From the moment she began, Mary Sheedy Kurcinka, a self- described energetic extrovert, kept the audience at her session "Kids, Parents, and Power Struggles" interested and attentive. "This was one of my favorite sessions," said Julie Shivel, a North Carolina mother of two. Kurcinka presented parents with tools for avoiding and coping with the power struggles that can occur while raising children. Her central message, that parents should work toward building connections to their children, was masterfully illustrated with slides, handouts, and participation from audience members. "I thought she really explored the roots of power struggles, not just described them," said Becky Oxley, a mother of four from Japan. "Once she explored them, she gave suggestions for solving them and understanding each other better."

According to Kurcinka, when parents work with a child to understand misbehavior and then address it respectfully by setting appropriate limits, they form positive connections with their child.

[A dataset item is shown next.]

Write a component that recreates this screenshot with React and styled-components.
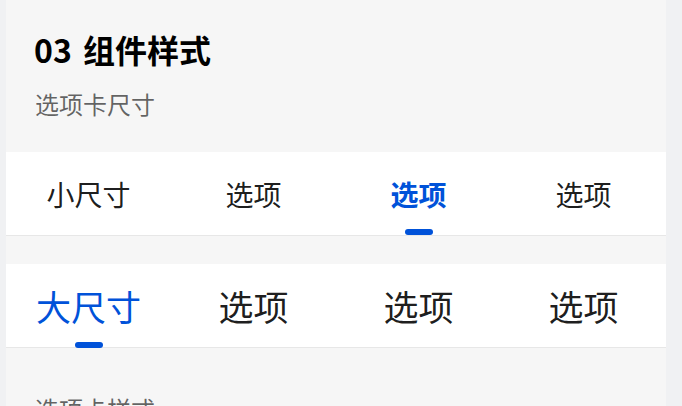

When parents offer only consequences and punishment, a "disconnection" happens between the parent and child. Connections help "wire" children in a way that will help them as they face adversity while growing up.

To illustrate this concept, Kurcinka asked three adults from the audience to come to the front of the room and hold a lit birthday candle to represent three children who had misbehaved. She then stood behind each one and described different misbehaviors and a possible reaction from parents. With the first child, the parents discussed the misbehavior, exploring why it had happened, and supported the child through the consequences appropriate to his actions. Kurcinka told the "child" to blow out his candle and moved on to the second child. She explained that this child had bitten someone and was sent to his room. When this child tried to blow out his candle, it kept re-lighting as Kurcinka moved on to the third "child." The third child's misbehavior was hitting. Again, the child was punished with no discussion. The third child's candle also kept re-lighting.

The point was that if a connection is made with the child and the child is lovingly supported and his actions are understood, then he will move on from the experience. If a disconnection takes place, the same issues will keep coming up again, just as the candles kept re-lighting despite the children's efforts to blow them out.

In another illustration, Kurcinka asked audience members to change seats, having extroverts move to one side of the room and introverts move to the other side. After listing the characteristics of each type (extroverts think out loud and derive energy from being with others, while introverts say little but think much and derive energy from being alone), Kurcinka asked each side to tell what things bothered them about the other side. It was humorous (as well as telling) to see the extroverts' hands fly up while the introverts thoughtfully considered their answers. The point of the exercise was to show the audience that when parents and children have different temperaments, there may be power struggles. Acknowledging and accepting differences in personality can circumvent many relationship difficulties.

Kurcinka was an excellent speaker who left her audience wanting more. In fact, her session lasted right up to the last minute and it appeared that she could have gone on for a long time. She is an extrovert, you know.